Y estas palabras provocaron risas nerviosas. Pero, al salir de clase, descubrieron a la lechuza, plegada, formalmente muerta, esperando el entierro, sobre un montón de leña, junto al Hoyo. Los más valerosos comprobaron que la lechuza tenía el cuello quebrado. Sólo un guardabosques, dijo Sudeley, quien tenía uno en su casa, era capaz de matar tan hábilmente a una lechuza. Entre los restantes miembros de la comunidad de Thursgood la opinión que Jim merecía no era tan unánime. La sombra del señor Maltby, el pianista, no se había desvanecido todavía.

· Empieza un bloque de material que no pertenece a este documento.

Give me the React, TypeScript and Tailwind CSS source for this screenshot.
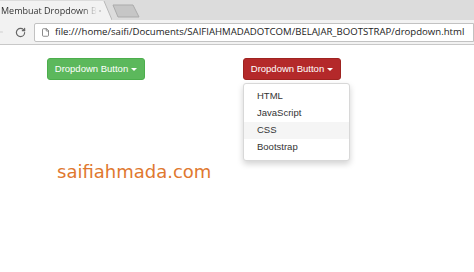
import { RotateCw, ArrowLeft, File, X } from "lucide-react";

const items = ["HTML", "JavaScript", "CSS", "Bootstrap"];

function Caret() {
  return (
    <span className="inline-block ml-[3px] align-middle w-0 h-0 border-t-[3px] border-t-current border-x-[3px] border-x-transparent" />
  );
}

export default function App() {
  return (
    <div className="w-[474px] h-[272px] overflow-hidden bg-white flex flex-col">
      {/* Tab strip */}
      <div className="h-[20px] bg-[#dcdcdc] flex items-end text-[9px] text-[#333] font-['Open_Sans',sans-serif]">
        <div className="h-[19px] w-[104px] bg-[#f2f2f2] flex items-center">
          <span className="flex-1 whitespace-nowrap pl-[1px] [mask-image:linear-gradient(to_right,black_85%,transparent)]">
            Membuat Dropdown B
          </span>
          <X size={8} strokeWidth={3} className="text-[#555] ml-[2px] mr-[3px]" />
        </div>
        <svg width="9" height="19" className="-ml-[1px]">
          <polygon points="0,0 1,0 9,19 0,19" fill="#f2f2f2" />
          <line x1="1" y1="0" x2="9" y2="19" stroke="#b8b8b8" strokeWidth="1" />
        </svg>
        <svg width="28" height="14" className="mb-[2px]">
          <polygon points="1,1 21,1 27,13 6,13" fill="#c6c6c6" stroke="#ababab" strokeWidth="1" />
        </svg>
      </div>

      {/* Toolbar */}
      <div className="h-[25px] bg-[#f2f2f2] border-b border-[#c8c8c8] flex items-center font-['Open_Sans',sans-serif]">
        <ArrowLeft size={12} className="text-[#cfcfcf] -ml-[7px]" />
        <RotateCw size={11} strokeWidth={2.6} className="text-[#666] ml-[10px]" />
        <div className="ml-[8px] flex-1 h-[19px] bg-white border border-[#c2c2c2] rounded-l-[2px] flex items-center pl-[6px] text-[9.6px] text-[#222] whitespace-nowrap">
          <File size={9} className="text-[#666] mr-[5px]" />
          file:///home/saifi/Documents/SAIFIAHMADADOTCOM/BELAJAR_BOOTSTRAP/dropdown.html
        </div>
      </div>

      {/* Page */}
      <div className="flex-1 font-['Liberation_Sans',sans-serif] text-[9.5px]">
        <div className="flex pt-[13px] pl-[47px] gap-[98px]">
          <div className="w-[98px] shrink-0 flex flex-col items-start">
            <button className="h-[22px] w-[98px] rounded-[3px] bg-[#5cb85c] border border-[#4cae4c] text-white">
              Dropdown Button
              <Caret />
            </button>
            <div className="mt-[81px] ml-[10px] text-[18px] leading-[21px] text-[#e0782f] font-['DejaVu_Sans',sans-serif] whitespace-nowrap">
              saifiahmada.com
            </div>
          </div>
          <div className="flex flex-col">
            <button className="h-[22px] w-[98px] rounded-[3px] bg-[#b4292a] border border-[#9e2320] text-white">
              Dropdown Button
              <Caret />
            </button>
            <ul className="mt-[3px] w-[107px] py-[4px] bg-white border border-[#d8d8d8] rounded-[3px] shadow-[0_3px_6px_rgba(0,0,0,0.18)] text-[#333]">
              {items.map((it) => (
                <li
                  key={it}
                  className={
                    "h-[17px] flex items-center pl-[13px] " +
                    (it === "CSS" ? "bg-[#f5f5f5]" : "")
                  }
                >
                  {it}
                </li>
              ))}
            </ul>
          </div>
        </div>
      </div>
    </div>
  );
}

La matrona, coincidiendo con Roach, sostenía que Jim era un héroe y que necesitaba ayuda; era un milagro que se pudiera desenvolver en la vida, con semejante espalda. 

El topo, John Le Carre 

Aunque la versión cinematográfica de “El topo” me ha gustado mucho, el límite temporal de la película ha impedido que en algunos aspectos sea tan completa como la serie que realizó la BBC en 1979. El actor que interpreta a Jim Prideaux (Mark Strong) me parece que hace una interpretación más que correcta. Sin embargo, el guión no profundiza en el personaje y se pierden las cualidades que lo hacen tan entrañable en el libro. De hecho, el incidente de la lechuza en la película es mucho más brutal y menos propio de Jim.
La primera foto es de la serie del 79 y el resto de la película del 2011.